Cognitive Behavioural Therapy
CBT is a talking therapy. It has been proved to help treat a wide range of emotional and physical health conditions in adults, young people and children. CBT looks at how we think about a situation and how this affects the way we act. In turn our actions can affect how we think and feel. The therapist and client work together in changing the client’s behaviours, their thinking patterns, or both of these.
There is a great deal of research evidence to show that CBT works effectively in treating depression. This research has been carefully reviewed by the National Institute for Health and Clinical Excellence (NICE).
NICE provides independent, evidence-based guidance for the NHS on the most effective ways to treat disease and ill health. CBT is recommended by NICE for the treatment of anxiety disorders.
CBT is not a quick fix. It involves hard work during and between sessions and you will discuss appropriate tasks for you to work on in between sessions. Your therapist will not tell you what to do. Instead they will help you decide what difficulties you want to work on in order to help you improve your situation. Your therapist will be able to advise you on how to continue using CBT techniques in your daily life after your treatment ends.
Mindfulness is the state of being both fully aware of the moment and of being attentive to this experience. To practice Mindfulness a person must focus on what is happening inside their body and mind in real time. This sounds very simple but in practice it can be much harder to do.
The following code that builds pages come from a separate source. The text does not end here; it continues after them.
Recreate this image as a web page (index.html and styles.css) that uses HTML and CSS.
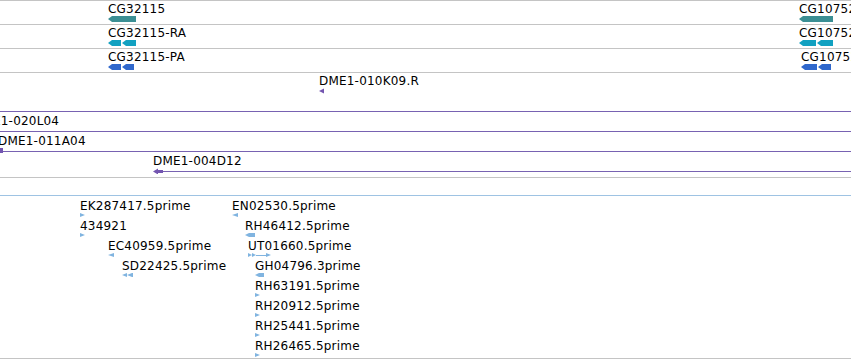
FILE: index.html
```html
<!DOCTYPE html>
<html lang="en">
<head>
    <meta charset="UTF-8">
    <title>Detailed view</title>
    <link rel="stylesheet" href="styles.css">
</head>
<body>

<div class="panel">

    <!-- Gene models -->
    <div class="track genes">
        <div class="row">
            <div class="feat" style="left:108px;top:1px">
                <div class="lbl">CG32115</div>
                <svg class="glyph" width="29" height="6"><polygon class="gene" points="0,3 4,0 28,0 28,6 4,6"/></svg>
            </div>
            <div class="feat" style="left:799px;top:1px">
                <div class="lbl">CG10752</div>
                <svg class="glyph" width="35" height="6"><polygon class="gene" points="0,3 4,0 34,0 34,6 4,6"/></svg>
            </div>
        </div>
        <div class="row">
            <div class="feat" style="left:108px;top:1px">
                <div class="lbl">CG32115-RA</div>
                <svg class="glyph" width="29" height="6">
                    <polygon class="rna" points="0,3 4,0 13,0 13,6 4,6"/>
                    <polygon class="rna" points="14,3 18,0 28,0 28,6 18,6"/>
                </svg>
            </div>
            <div class="feat" style="left:799px;top:1px">
                <div class="lbl">CG10752-RA</div>
                <svg class="glyph" width="35" height="6">
                    <polygon class="rna" points="0,3 4,0 17,0 17,6 4,6"/>
                    <polygon class="rna" points="18,3 22,0 34,0 34,6 22,6"/>
                </svg>
            </div>
        </div>
        <div class="row">
            <div class="feat" style="left:108px;top:1px">
                <div class="lbl">CG32115-PA</div>
                <svg class="glyph" width="27" height="6">
                    <polygon class="prot" points="0,3 4,0 13,0 13,6 4,6"/>
                    <polygon class="prot" points="14,3 18,0 26,0 26,6 18,6"/>
                </svg>
            </div>
            <div class="feat" style="left:801px;top:1px">
                <div class="lbl">CG10752-PA</div>
                <svg class="glyph" width="31" height="6">
                    <polygon class="prot" points="0,3 4,0 16,0 16,6 4,6"/>
                    <polygon class="prot" points="17,3 21,0 30,0 30,6 21,6"/>
                </svg>
            </div>
        </div>
    </div>

    <!-- BAC / cosmid clones -->
    <div class="track clones">
        <div class="feat" style="left:319px;top:1px">
            <div class="lbl">DME1-010K09.R</div>
            <svg class="glyph" width="6" height="6"><polygon class="clone" points="0,3 5,0.5 5,5.5"/></svg>
        </div>
        <div class="feat" style="left:0;top:21px">
            <div class="lbl">&nbsp;</div>
            <svg class="glyph" width="851" height="6"><line class="span" x1="0" y1="3.5" x2="851" y2="3.5"/></svg>
        </div>
        <div class="feat" style="left:-27px;top:41px">
            <div class="lbl">DME1-020L04</div>
            <svg class="glyph" width="880" height="6"><line class="span" x1="27" y1="3.5" x2="880" y2="3.5"/></svg>
        </div>
        <div class="feat" style="left:-2px;top:61px">
            <div class="lbl">DME1-011A04</div>
            <svg class="glyph" width="855" height="6">
                <line class="span" x1="2" y1="3.5" x2="855" y2="3.5"/>
                <rect class="clone" x="2" y="0" width="3" height="5"/>
            </svg>
        </div>
        <div class="feat" style="left:153px;top:81px">
            <div class="lbl">DME1-004D12</div>
            <svg class="glyph" width="700" height="6">
                <line class="span" x1="8" y1="3.5" x2="700" y2="3.5"/>
                <polygon class="clone" points="0,3.5 5,0.5 5,2 10,2 10,5 5,5 5,6.5"/>
            </svg>
        </div>
    </div>

    <div class="track gap"></div>

    <!-- ESTs -->
    <div class="track ests">
        <div class="feat" style="left:80px;top:3px">
            <div class="lbl">EK287417.5prime</div>
            <svg class="glyph" width="6" height="5"><polygon class="est" points="0,0 5,2 0,4"/></svg>
        </div>
        <div class="feat" style="left:232px;top:3px">
            <div class="lbl">EN02530.5prime</div>
            <svg class="glyph" width="7" height="5"><polygon class="est" points="0,2 6,0 6,4"/></svg>
        </div>
        <div class="feat" style="left:80px;top:23px">
            <div class="lbl">434921</div>
            <svg class="glyph" width="6" height="5"><polygon class="est" points="0,0 5,2 0,4"/></svg>
        </div>
        <div class="feat" style="left:245px;top:23px">
            <div class="lbl">RH46412.5prime</div>
            <svg class="glyph" width="11" height="5"><polygon class="est" points="0,2 4,0 10,0 10,4 4,4"/></svg>
        </div>
        <div class="feat" style="left:108px;top:43px">
            <div class="lbl">EC40959.5prime</div>
            <svg class="glyph" width="7" height="5"><polygon class="est" points="0,2 6,0 6,4"/></svg>
        </div>
        <div class="feat" style="left:248px;top:43px">
            <div class="lbl">UT01660.5prime</div>
            <svg class="glyph" width="24" height="5">
                <polygon class="est" points="0,0 4,2 0,4"/>
                <polygon class="est" points="4,0 8,2 4,4"/>
                <line class="est-line" x1="8" y1="2.5" x2="19" y2="2.5"/>
                <polygon class="est" points="18,0 23,2 18,4"/>
            </svg>
        </div>
        <div class="feat" style="left:122px;top:63px">
            <div class="lbl">SD22425.5prime</div>
            <svg class="glyph" width="12" height="5">
                <polygon class="est" points="0,2 5,0 5,4"/>
                <polygon class="est" points="5,2 10,0 11,0 11,4 10,4"/>
            </svg>
        </div>
        <div class="feat" style="left:255px;top:63px">
            <div class="lbl">GH04796.3prime</div>
            <svg class="glyph" width="10" height="5"><polygon class="est" points="0,2 4,0 9,0 9,4 4,4"/></svg>
        </div>
        <div class="feat" style="left:255px;top:83px">
            <div class="lbl">RH63191.5prime</div>
            <svg class="glyph" width="6" height="5"><polygon class="est" points="0,0 5,2 0,4"/></svg>
        </div>
        <div class="feat" style="left:255px;top:103px">
            <div class="lbl">RH20912.5prime</div>
            <svg class="glyph" width="6" height="5"><polygon class="est" points="0,0 5,2 0,4"/></svg>
        </div>
        <div class="feat" style="left:255px;top:123px">
            <div class="lbl">RH25441.5prime</div>
            <svg class="glyph" width="6" height="5"><polygon class="est" points="0,0 5,2 0,4"/></svg>
        </div>
        <div class="feat" style="left:255px;top:143px">
            <div class="lbl">RH26465.5prime</div>
            <svg class="glyph" width="6" height="5"><polygon class="est" points="0,0 5,2 0,4"/></svg>
        </div>
    </div>

</div>

</body>
</html>
```

FILE: styles.css
```css
body, html {
    margin: 0;
    padding: 0;
    background: white;
    font-family: "DejaVu Sans", sans-serif;
    font-size: 12px;
    color: #000;
}

/* Whole detail panel */
.panel {
    width: 851px;
    height: 360px;
    overflow: hidden;
}

.track {
    position: relative;
    overflow: hidden;
}

/* Gene rows, each with a grey rule below */
.genes {
    border-top: 1px solid #c4c4c4;
}

.row {
    position: relative;
    height: 23px;
    border-bottom: 1px solid #c4c4c4;
    overflow: hidden;
}

.clones {
    height: 104px;
    border-bottom: 1px solid #c4c4c4;
}

.gap {
    height: 17px;
    border-bottom: 1px solid #9ec3e3;
}

.ests {
    height: 162px;
    border-bottom: 1px solid #c4c4c4;
}

/* A feature: label on top, glyph below */
.feat {
    position: absolute;
    white-space: nowrap;
}

.lbl {
    height: 14px;
    line-height: 14px;
    letter-spacing: 0.2px;
}

.glyph {
    display: block;
}

/* Glyph colours */
.gene  { fill: #3b8f94; }
.rna   { fill: #12a1c1; }
.prot  { fill: #3068cc; }
.clone { fill: #7355b0; }
.span  { stroke: #7862b2; stroke-width: 1; }
.est   { fill: #80b4e0; }
.est-line { stroke: #80b4e0; stroke-width: 1; }
```
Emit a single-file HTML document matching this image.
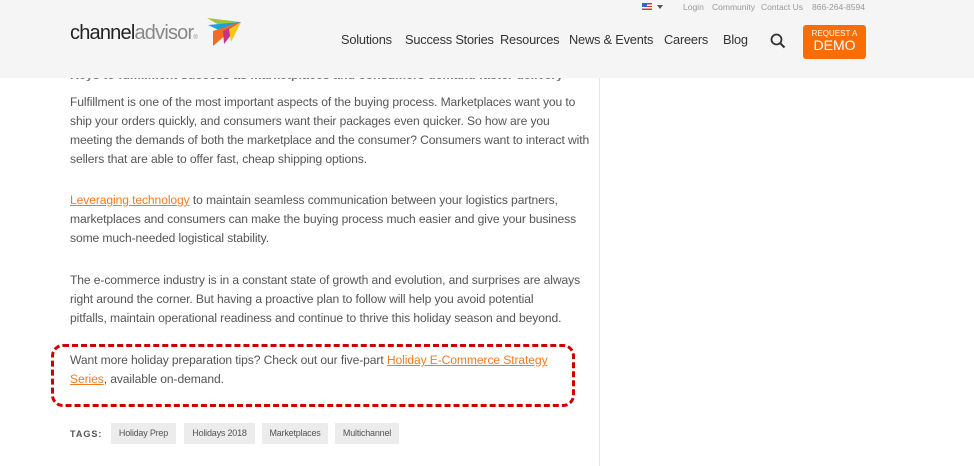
<!DOCTYPE html>
<html><head><style>
*{margin:0;padding:0;box-sizing:border-box}
body{width:974px;height:466px;overflow:hidden;background:#fff;font-family:"Liberation Sans",sans-serif;position:relative;color:#555}
.hdr{position:absolute;left:0;top:0;width:974px;height:78px;background:#f5f5f5}
.vl{position:absolute;left:599px;top:78px;width:1px;height:388px;background:#e4e4e4}
p.t{position:absolute;left:70px;width:530px;font-size:12.1px;line-height:19px;color:#555;letter-spacing:-0.1px;white-space:nowrap}
a{color:#f47b20;text-decoration:underline}
.nav{position:absolute;top:32px;font-size:12.8px;color:#333;letter-spacing:-0.2px}
.top{position:absolute;top:2px;font-size:8.5px;color:#999}
.tag{position:absolute;top:423px;height:21px;background:#ececec;font-size:9px;color:#555;line-height:21px;text-align:center;letter-spacing:-0.2px}
</style></head><body>
<div class="hdr">
<div style="position:absolute;left:70px;top:22px;font-size:20px;letter-spacing:-0.8px;color:#222">channel<span style="color:#888">advisor</span><span style="font-size:6px;color:#888">®</span></div>
<svg style="position:absolute;left:207px;top:17px" width="36" height="30" viewBox="0 0 36 30">
<polygon points="0,1 34,5 12,8" fill="#a6c13a"/>
<polygon points="1,8 34,5 16,15" fill="#1ea0d8"/>
<polygon points="6,14 34,5 6,29" fill="#f26c1f"/>
<polygon points="16,14 34,5 17,27" fill="#c8308c"/>
<polygon points="22,12 34,5 24,25" fill="#f6c515"/>
</svg>
<div style="position:absolute;left:642px;top:3px;width:10px;height:7px;background:linear-gradient(#d33 0 20%,#fff 20% 40%,#d33 40% 60%,#fff 60% 80%,#d33 80%)"><div style="width:5px;height:4px;background:#36c"></div></div>
<div style="position:absolute;left:657px;top:5px;border:3px solid transparent;border-top:4px solid #555"></div>
<div class="top" style="left:683px">Login</div>
<div class="top" style="left:712px">Community</div>
<div class="top" style="left:761px">Contact Us</div>
<div class="top" style="left:812px">866-264-8594</div>
<div class="nav" style="left:341px">Solutions</div>
<div class="nav" style="left:405px">Success Stories</div>
<div class="nav" style="left:500px">Resources</div>
<div class="nav" style="left:569px">News &amp; Events</div>
<div class="nav" style="left:664px">Careers</div>
<div class="nav" style="left:723px">Blog</div>
<svg style="position:absolute;left:770px;top:33px" width="16" height="16" viewBox="0 0 16 16"><circle cx="6.5" cy="6.5" r="5" fill="none" stroke="#333" stroke-width="1.8"/><line x1="10" y1="10" x2="14.5" y2="14.5" stroke="#333" stroke-width="2"/></svg>
<div style="position:absolute;left:803px;top:25px;width:63px;height:34px;background:#fa6d05;border-radius:3px;color:#fff;text-align:center">
<div style="font-size:8px;margin-top:4px">REQUEST A</div><div style="font-size:14px;line-height:15px">DEMO</div></div>
</div>
<div style="position:absolute;left:70px;top:78px;width:510px;height:3px;overflow:hidden"><div style="margin-top:-10px;font-size:12.4px;font-weight:bold;color:#777;white-space:nowrap">Keys to fulfillment success as marketplaces and consumers demand faster delivery</div></div>
<div class="vl"></div>
<p class="t" style="top:93px">Fulfillment is one of the most important aspects of the buying process. Marketplaces want you to<br>ship your orders quickly, and consumers want their packages even quicker. So how are you<br>meeting the demands of both the marketplace and the consumer? Consumers want to interact with<br>sellers that are able to offer fast, cheap shipping options.</p>
<p class="t" style="top:191px"><a>Leveraging technology</a> to maintain seamless communication between your logistics partners,<br>marketplaces and consumers can make the buying process much easier and give your business<br>some much-needed logistical stability.</p>
<p class="t" style="top:271px">The e-commerce industry is in a constant state of growth and evolution, and surprises are always<br>right around the corner. But having a proactive plan to follow will help you avoid potential<br>pitfalls, maintain operational readiness and continue to thrive this holiday season and beyond.</p>
<div style="position:absolute;left:51px;top:344px;width:524px;height:63px;border:3px dashed #c00;border-radius:12px"></div>
<p class="t" style="top:351px">Want more holiday preparation tips? Check out our five-part <a>Holiday E-Commerce Strategy</a><br><a>Series</a>, available on-demand.</p>
<div style="position:absolute;left:70px;top:429px;font-size:9px;font-weight:bold;color:#555;letter-spacing:1px">TAGS:</div>
<div class="tag" style="left:111px;width:65px">Holiday Prep</div>
<div class="tag" style="left:184px;width:71px">Holidays 2018</div>
<div class="tag" style="left:262px;width:66px">Marketplaces</div>
<div class="tag" style="left:335px;width:64px">Multichannel</div>
</body></html>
How often do you find that you have finished a meal without really tasting it? Or arrived your destination without remembering any of the journey? Our fast, modern pace of life is one reason why this happens-we have become very used to multi-tasking-and sometimes we have learned to ‘live inside our heads’ for other reasons. Whatever the reason, Mindfulness helps to improve our quality of life and there is a large body of research to show that it can alter our brain chemistry.
Mindfulness can be used in many ways and enhances other therapeutic approaches. It helps people to notice and change their reactions to events, increases resilience during difficult times and leads to greater contentment with life generally.
Adapted from Buddhism, it is now a National Institute for Health and Care Excellence (NICE) approved therapy.
‘If you let cloudy water settle, it will become clear. If you let your upset mind settle, your course will also become clear’ Buddha.
Compassion Focused Therapy (CFT)
Compassion Focussed Therapy or CFT grew out of the recognition that the human brain is a product of evolution. We are social beings and both our early and current social contacts are central to understanding mental health problems. The relationship we have with ourselves underpins a wide range of problems and affects our day-to-day experience of life.
Thankfully we have also involved mechanisms to offset these destructive tendencies. Our minds naturally focus on the negative and we can be very self-critical and judgemental of ourselves and others as a result. CFT helps people to develop the capacity to mindfully assess, tolerate and respond in alternative more realistic ways. It promotes physiological changes in your body in much the same way that the thought of hot buttered toast makes our mouth water and feel hungry.
CFT enhances other therapies, particularly Mindfulness and Cognitive Behavioural Therapy but where CBT is focused on thinking and behaviour, CFT looks at the emotion behind the thoughts. It is particularly helpful when we experience a lot of shame, have low self-esteem, anger issues, eating problems and depression but it’s uses are limitless.